* **ENTRIES SHOWN**
———
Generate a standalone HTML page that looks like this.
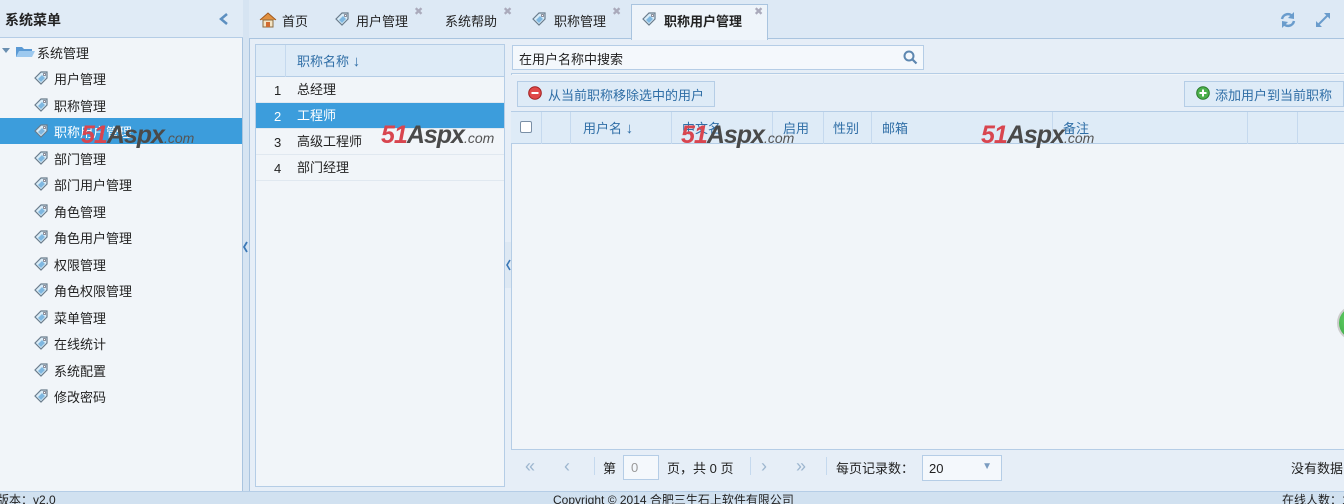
———
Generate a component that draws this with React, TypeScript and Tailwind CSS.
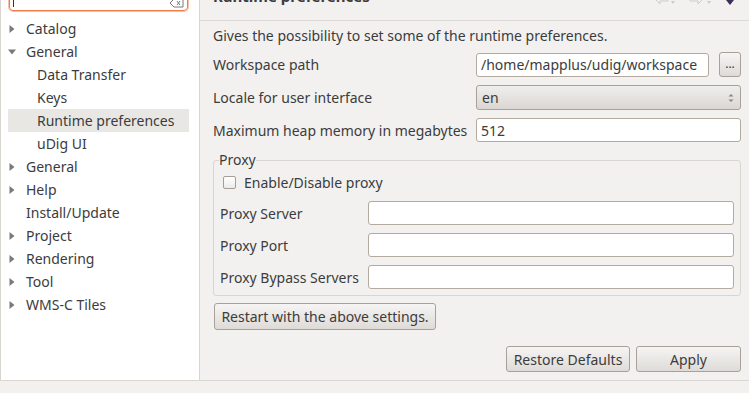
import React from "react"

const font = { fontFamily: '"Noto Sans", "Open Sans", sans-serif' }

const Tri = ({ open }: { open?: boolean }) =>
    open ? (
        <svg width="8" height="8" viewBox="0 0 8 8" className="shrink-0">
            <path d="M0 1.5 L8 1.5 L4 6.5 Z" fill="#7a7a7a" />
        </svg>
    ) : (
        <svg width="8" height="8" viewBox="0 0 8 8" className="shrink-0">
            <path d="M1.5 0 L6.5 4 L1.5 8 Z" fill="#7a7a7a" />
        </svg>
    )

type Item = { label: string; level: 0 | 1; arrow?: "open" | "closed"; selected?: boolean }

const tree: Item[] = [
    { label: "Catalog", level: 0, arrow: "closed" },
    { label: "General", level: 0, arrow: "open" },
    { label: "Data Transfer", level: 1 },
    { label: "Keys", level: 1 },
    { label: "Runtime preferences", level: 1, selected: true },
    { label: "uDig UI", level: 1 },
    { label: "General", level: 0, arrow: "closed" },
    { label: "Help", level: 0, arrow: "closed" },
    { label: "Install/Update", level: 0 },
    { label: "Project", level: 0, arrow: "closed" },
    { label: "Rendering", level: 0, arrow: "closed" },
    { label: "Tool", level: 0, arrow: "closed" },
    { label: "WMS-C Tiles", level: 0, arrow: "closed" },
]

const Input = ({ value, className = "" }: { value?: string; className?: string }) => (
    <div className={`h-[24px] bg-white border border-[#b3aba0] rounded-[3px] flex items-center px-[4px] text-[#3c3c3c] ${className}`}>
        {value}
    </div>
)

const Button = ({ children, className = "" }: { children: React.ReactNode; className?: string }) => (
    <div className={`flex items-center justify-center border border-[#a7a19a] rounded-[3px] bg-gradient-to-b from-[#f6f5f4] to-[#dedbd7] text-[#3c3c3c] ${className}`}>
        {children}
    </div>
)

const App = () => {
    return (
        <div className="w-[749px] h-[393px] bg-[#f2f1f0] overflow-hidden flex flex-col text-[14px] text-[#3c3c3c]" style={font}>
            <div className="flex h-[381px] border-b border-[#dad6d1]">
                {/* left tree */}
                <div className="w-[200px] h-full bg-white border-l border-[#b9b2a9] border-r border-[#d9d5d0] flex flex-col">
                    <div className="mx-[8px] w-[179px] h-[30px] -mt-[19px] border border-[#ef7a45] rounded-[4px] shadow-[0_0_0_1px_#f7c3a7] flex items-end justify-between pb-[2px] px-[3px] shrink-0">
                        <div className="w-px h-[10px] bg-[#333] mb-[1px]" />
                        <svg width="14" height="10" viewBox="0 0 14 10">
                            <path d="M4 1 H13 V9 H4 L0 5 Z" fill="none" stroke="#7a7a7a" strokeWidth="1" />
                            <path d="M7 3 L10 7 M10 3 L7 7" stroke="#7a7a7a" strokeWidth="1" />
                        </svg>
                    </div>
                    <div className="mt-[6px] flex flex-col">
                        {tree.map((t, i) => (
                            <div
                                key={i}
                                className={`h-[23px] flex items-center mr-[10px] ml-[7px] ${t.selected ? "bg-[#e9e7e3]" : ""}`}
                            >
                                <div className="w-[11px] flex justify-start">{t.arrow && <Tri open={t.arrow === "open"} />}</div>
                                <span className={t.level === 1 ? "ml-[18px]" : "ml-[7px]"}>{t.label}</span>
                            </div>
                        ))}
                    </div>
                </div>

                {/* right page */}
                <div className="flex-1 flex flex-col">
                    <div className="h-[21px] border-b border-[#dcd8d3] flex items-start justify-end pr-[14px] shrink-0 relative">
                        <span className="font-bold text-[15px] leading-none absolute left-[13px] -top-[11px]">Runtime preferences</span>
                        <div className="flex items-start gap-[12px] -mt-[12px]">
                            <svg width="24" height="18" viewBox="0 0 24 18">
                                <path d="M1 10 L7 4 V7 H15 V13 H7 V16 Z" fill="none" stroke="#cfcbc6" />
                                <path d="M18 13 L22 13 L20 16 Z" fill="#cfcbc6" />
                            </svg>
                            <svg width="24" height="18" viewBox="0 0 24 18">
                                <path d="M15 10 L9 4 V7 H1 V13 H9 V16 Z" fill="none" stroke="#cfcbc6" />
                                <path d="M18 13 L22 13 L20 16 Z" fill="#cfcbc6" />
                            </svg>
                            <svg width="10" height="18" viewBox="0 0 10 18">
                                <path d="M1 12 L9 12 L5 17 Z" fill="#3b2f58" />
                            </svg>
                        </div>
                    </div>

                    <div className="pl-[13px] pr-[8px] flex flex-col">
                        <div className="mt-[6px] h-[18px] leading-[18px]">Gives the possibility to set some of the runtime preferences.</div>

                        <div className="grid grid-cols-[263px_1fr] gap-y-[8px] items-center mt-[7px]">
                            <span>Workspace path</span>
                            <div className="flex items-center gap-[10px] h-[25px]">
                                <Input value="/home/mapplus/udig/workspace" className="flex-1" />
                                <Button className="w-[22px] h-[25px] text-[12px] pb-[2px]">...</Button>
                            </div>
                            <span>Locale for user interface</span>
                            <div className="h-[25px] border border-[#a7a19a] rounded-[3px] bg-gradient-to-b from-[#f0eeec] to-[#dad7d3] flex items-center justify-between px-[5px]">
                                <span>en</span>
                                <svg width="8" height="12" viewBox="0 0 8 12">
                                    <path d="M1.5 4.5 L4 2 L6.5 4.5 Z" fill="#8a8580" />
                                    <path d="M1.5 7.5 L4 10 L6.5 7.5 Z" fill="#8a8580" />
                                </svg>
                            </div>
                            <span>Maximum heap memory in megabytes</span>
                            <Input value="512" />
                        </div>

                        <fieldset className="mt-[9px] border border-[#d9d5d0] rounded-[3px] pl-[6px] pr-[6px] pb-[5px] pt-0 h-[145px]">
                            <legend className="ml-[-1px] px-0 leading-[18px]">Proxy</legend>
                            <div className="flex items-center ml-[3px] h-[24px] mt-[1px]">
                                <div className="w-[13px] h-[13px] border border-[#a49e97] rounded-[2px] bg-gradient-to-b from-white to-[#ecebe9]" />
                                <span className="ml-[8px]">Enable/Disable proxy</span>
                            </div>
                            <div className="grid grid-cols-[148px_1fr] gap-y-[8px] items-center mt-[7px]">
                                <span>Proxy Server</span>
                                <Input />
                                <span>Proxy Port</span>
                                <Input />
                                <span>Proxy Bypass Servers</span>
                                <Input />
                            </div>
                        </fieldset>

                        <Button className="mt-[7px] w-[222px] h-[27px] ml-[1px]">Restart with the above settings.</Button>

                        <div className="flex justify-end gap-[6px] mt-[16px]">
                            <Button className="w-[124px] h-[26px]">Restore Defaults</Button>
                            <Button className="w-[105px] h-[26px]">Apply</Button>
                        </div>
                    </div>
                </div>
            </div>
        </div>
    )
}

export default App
———
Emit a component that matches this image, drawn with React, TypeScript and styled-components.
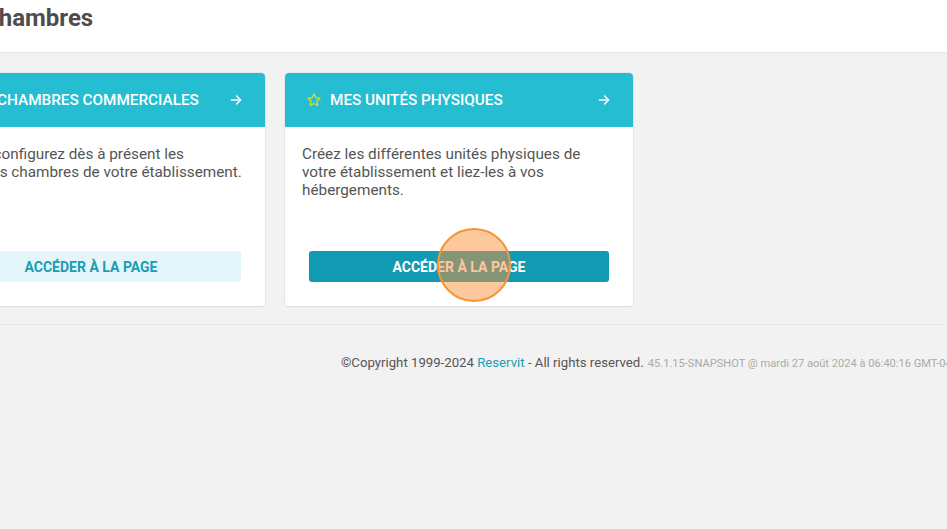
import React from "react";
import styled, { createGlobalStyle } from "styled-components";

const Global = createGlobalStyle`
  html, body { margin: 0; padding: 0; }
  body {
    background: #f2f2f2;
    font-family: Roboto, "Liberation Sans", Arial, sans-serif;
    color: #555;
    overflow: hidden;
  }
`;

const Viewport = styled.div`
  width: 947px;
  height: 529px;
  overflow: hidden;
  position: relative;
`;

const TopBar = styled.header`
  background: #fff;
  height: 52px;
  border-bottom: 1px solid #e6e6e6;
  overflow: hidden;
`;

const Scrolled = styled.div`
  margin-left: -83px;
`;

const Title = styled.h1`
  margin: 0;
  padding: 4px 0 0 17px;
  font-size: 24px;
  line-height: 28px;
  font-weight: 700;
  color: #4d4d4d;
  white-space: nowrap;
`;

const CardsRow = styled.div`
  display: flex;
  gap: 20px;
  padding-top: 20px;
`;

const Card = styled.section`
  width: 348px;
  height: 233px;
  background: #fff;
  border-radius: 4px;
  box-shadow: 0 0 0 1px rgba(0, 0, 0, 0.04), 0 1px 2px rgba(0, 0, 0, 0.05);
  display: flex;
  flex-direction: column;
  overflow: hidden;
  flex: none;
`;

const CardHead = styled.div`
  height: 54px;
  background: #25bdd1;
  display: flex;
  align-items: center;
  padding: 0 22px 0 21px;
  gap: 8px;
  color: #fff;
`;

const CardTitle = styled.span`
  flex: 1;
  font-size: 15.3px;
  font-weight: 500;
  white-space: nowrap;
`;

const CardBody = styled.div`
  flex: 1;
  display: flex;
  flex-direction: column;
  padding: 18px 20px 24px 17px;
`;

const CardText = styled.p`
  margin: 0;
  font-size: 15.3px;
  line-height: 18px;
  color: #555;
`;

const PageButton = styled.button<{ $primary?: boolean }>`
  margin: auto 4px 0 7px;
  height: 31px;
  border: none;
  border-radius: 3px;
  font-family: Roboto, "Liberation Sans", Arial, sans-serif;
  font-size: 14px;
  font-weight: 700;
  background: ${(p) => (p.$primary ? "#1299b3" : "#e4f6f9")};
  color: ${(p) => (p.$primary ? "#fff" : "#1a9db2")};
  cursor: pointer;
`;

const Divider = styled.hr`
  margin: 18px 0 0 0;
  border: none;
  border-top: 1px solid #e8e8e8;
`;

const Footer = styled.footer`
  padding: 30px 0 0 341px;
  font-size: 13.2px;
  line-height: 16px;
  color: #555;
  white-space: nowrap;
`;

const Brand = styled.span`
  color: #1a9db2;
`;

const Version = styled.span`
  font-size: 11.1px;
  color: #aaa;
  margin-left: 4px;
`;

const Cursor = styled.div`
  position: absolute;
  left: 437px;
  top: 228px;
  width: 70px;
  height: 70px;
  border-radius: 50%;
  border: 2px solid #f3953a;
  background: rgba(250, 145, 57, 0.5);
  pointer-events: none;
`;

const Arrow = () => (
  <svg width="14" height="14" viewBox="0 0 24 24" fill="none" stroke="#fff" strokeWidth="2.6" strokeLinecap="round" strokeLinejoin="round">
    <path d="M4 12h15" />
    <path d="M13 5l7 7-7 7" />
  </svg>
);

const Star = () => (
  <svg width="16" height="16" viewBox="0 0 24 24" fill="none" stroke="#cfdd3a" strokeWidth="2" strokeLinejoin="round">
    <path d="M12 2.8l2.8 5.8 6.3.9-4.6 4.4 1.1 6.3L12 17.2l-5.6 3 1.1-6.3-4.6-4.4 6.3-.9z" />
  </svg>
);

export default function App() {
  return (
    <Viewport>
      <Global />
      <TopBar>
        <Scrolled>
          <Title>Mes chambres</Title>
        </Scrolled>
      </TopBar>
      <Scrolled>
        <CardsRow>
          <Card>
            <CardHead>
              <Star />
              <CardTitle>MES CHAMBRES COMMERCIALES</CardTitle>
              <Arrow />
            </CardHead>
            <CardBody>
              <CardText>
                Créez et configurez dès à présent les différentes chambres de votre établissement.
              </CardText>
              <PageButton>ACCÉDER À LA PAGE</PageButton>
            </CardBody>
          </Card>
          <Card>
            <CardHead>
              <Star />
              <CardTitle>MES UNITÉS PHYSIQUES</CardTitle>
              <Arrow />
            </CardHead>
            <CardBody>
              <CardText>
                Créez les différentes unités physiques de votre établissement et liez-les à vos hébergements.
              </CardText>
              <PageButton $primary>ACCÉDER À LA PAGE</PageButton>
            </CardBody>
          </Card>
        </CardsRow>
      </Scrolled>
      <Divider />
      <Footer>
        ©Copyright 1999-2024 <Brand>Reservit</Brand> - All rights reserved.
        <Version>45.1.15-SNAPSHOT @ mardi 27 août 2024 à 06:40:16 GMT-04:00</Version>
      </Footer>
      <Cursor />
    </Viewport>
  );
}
———
* **YOUR OBJECTIVE**
Report how many lines include the word "this". Give nothing but the number.

* **TASK RESPONSE**
3